-- START Provided entries --

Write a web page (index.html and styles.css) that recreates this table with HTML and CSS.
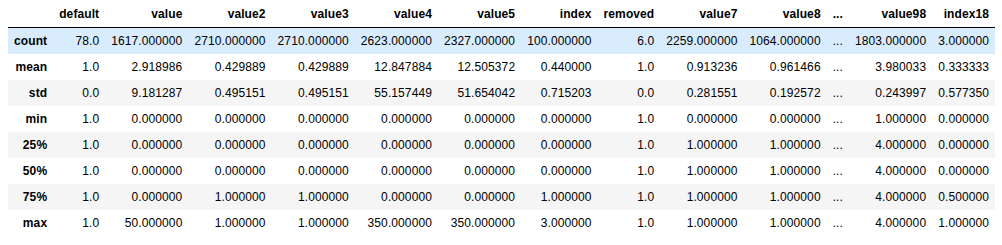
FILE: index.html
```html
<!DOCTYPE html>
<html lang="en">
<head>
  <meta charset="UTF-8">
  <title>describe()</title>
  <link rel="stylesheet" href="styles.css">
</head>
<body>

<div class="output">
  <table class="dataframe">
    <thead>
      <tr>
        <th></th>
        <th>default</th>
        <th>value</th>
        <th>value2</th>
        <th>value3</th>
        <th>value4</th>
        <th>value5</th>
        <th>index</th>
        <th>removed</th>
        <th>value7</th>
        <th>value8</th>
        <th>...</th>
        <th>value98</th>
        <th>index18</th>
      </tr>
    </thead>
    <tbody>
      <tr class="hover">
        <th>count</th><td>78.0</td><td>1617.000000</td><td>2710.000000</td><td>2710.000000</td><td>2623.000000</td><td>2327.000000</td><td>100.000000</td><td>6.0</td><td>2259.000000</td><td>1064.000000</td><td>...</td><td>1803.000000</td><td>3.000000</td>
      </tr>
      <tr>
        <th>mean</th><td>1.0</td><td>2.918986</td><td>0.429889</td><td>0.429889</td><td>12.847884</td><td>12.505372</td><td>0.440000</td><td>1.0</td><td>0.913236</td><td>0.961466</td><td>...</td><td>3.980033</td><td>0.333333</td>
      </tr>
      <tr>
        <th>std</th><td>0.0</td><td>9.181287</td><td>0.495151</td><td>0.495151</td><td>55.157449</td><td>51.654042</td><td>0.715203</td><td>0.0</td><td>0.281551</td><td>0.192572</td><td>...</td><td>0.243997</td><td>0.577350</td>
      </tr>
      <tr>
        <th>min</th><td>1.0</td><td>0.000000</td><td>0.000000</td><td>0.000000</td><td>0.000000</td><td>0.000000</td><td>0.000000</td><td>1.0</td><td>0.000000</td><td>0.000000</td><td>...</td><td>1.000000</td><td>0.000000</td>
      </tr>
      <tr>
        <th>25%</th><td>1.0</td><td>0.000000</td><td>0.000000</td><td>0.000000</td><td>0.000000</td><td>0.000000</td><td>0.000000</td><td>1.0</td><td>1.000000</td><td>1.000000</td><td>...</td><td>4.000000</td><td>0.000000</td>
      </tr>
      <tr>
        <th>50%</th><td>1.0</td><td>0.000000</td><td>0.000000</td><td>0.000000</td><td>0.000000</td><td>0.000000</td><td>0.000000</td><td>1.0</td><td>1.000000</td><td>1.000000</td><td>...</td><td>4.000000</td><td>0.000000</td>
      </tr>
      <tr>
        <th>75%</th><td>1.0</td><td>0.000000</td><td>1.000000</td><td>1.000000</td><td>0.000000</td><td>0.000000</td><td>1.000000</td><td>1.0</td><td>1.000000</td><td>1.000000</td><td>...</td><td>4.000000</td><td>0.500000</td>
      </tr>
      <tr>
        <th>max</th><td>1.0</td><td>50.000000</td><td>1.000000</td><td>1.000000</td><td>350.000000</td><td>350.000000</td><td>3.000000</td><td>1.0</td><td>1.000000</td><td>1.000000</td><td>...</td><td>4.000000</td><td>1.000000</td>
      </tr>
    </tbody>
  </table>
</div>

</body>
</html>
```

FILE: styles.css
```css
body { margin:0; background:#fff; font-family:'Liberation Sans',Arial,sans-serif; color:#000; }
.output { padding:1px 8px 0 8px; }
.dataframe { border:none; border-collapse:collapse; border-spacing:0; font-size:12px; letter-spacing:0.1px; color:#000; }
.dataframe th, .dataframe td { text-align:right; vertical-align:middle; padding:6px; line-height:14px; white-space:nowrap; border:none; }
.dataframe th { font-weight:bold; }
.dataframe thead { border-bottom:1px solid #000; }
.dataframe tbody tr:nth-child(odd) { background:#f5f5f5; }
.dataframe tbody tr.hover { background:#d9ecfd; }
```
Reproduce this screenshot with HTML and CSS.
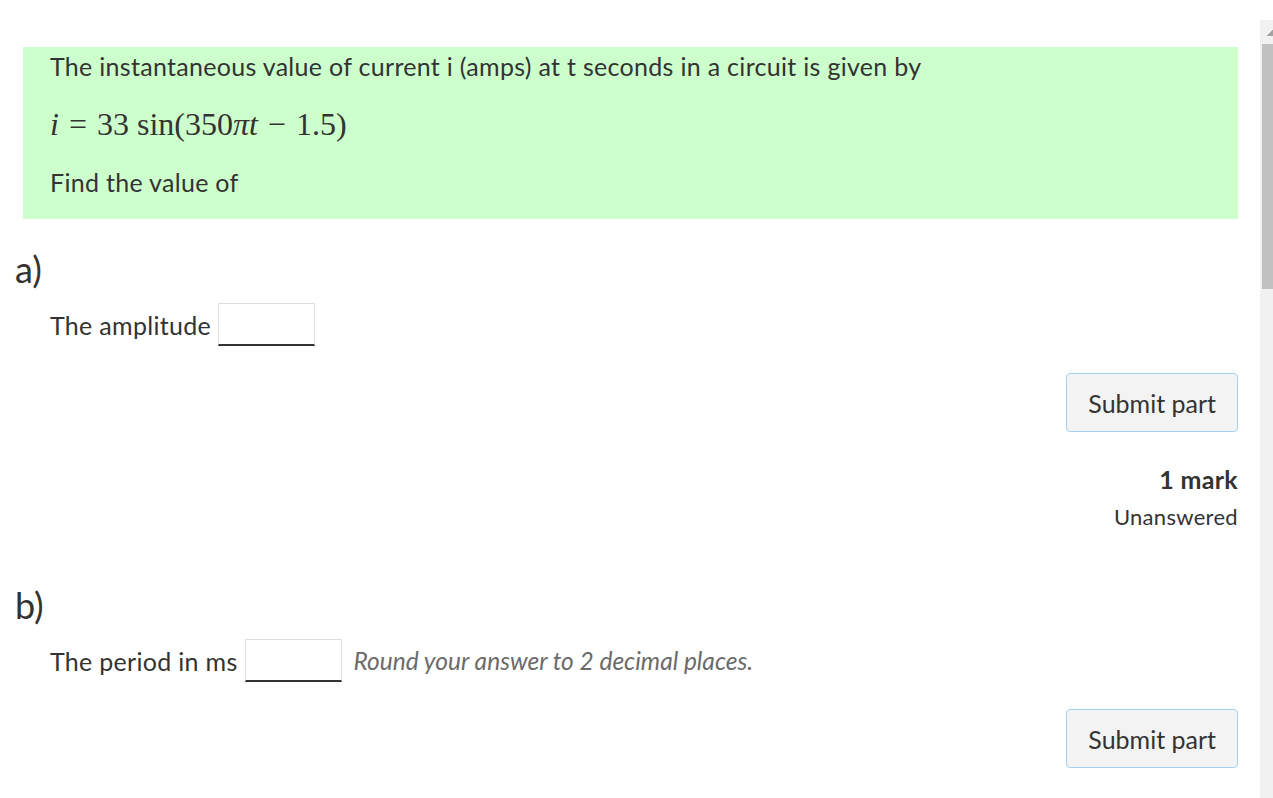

-- END Provided entries --

(Task) Print the whole listing above once more, word for word, without its pictures.

(Written solution)
Write a web page (index.html and styles.css) that recreates this table with HTML and CSS.
FILE: index.html
```html
<!DOCTYPE html>
<html lang="en">
<head>
  <meta charset="UTF-8">
  <title>describe()</title>
  <link rel="stylesheet" href="styles.css">
</head>
<body>

<div class="output">
  <table class="dataframe">
    <thead>
      <tr>
        <th></th>
        <th>default</th>
        <th>value</th>
        <th>value2</th>
        <th>value3</th>
        <th>value4</th>
        <th>value5</th>
        <th>index</th>
        <th>removed</th>
        <th>value7</th>
        <th>value8</th>
        <th>...</th>
        <th>value98</th>
        <th>index18</th>
      </tr>
    </thead>
    <tbody>
      <tr class="hover">
        <th>count</th><td>78.0</td><td>1617.000000</td><td>2710.000000</td><td>2710.000000</td><td>2623.000000</td><td>2327.000000</td><td>100.000000</td><td>6.0</td><td>2259.000000</td><td>1064.000000</td><td>...</td><td>1803.000000</td><td>3.000000</td>
      </tr>
      <tr>
        <th>mean</th><td>1.0</td><td>2.918986</td><td>0.429889</td><td>0.429889</td><td>12.847884</td><td>12.505372</td><td>0.440000</td><td>1.0</td><td>0.913236</td><td>0.961466</td><td>...</td><td>3.980033</td><td>0.333333</td>
      </tr>
      <tr>
        <th>std</th><td>0.0</td><td>9.181287</td><td>0.495151</td><td>0.495151</td><td>55.157449</td><td>51.654042</td><td>0.715203</td><td>0.0</td><td>0.281551</td><td>0.192572</td><td>...</td><td>0.243997</td><td>0.577350</td>
      </tr>
      <tr>
        <th>min</th><td>1.0</td><td>0.000000</td><td>0.000000</td><td>0.000000</td><td>0.000000</td><td>0.000000</td><td>0.000000</td><td>1.0</td><td>0.000000</td><td>0.000000</td><td>...</td><td>1.000000</td><td>0.000000</td>
      </tr>
      <tr>
        <th>25%</th><td>1.0</td><td>0.000000</td><td>0.000000</td><td>0.000000</td><td>0.000000</td><td>0.000000</td><td>0.000000</td><td>1.0</td><td>1.000000</td><td>1.000000</td><td>...</td><td>4.000000</td><td>0.000000</td>
      </tr>
      <tr>
        <th>50%</th><td>1.0</td><td>0.000000</td><td>0.000000</td><td>0.000000</td><td>0.000000</td><td>0.000000</td><td>0.000000</td><td>1.0</td><td>1.000000</td><td>1.000000</td><td>...</td><td>4.000000</td><td>0.000000</td>
      </tr>
      <tr>
        <th>75%</th><td>1.0</td><td>0.000000</td><td>1.000000</td><td>1.000000</td><td>0.000000</td><td>0.000000</td><td>1.000000</td><td>1.0</td><td>1.000000</td><td>1.000000</td><td>...</td><td>4.000000</td><td>0.500000</td>
      </tr>
      <tr>
        <th>max</th><td>1.0</td><td>50.000000</td><td>1.000000</td><td>1.000000</td><td>350.000000</td><td>350.000000</td><td>3.000000</td><td>1.0</td><td>1.000000</td><td>1.000000</td><td>...</td><td>4.000000</td><td>1.000000</td>
      </tr>
    </tbody>
  </table>
</div>

</body>
</html>
```

FILE: styles.css
```css
body { margin:0; background:#fff; font-family:'Liberation Sans',Arial,sans-serif; color:#000; }
.output { padding:1px 8px 0 8px; }
.dataframe { border:none; border-collapse:collapse; border-spacing:0; font-size:12px; letter-spacing:0.1px; color:#000; }
.dataframe th, .dataframe td { text-align:right; vertical-align:middle; padding:6px; line-height:14px; white-space:nowrap; border:none; }
.dataframe th { font-weight:bold; }
.dataframe thead { border-bottom:1px solid #000; }
.dataframe tbody tr:nth-child(odd) { background:#f5f5f5; }
.dataframe tbody tr.hover { background:#d9ecfd; }
```
Reproduce this screenshot with HTML and CSS.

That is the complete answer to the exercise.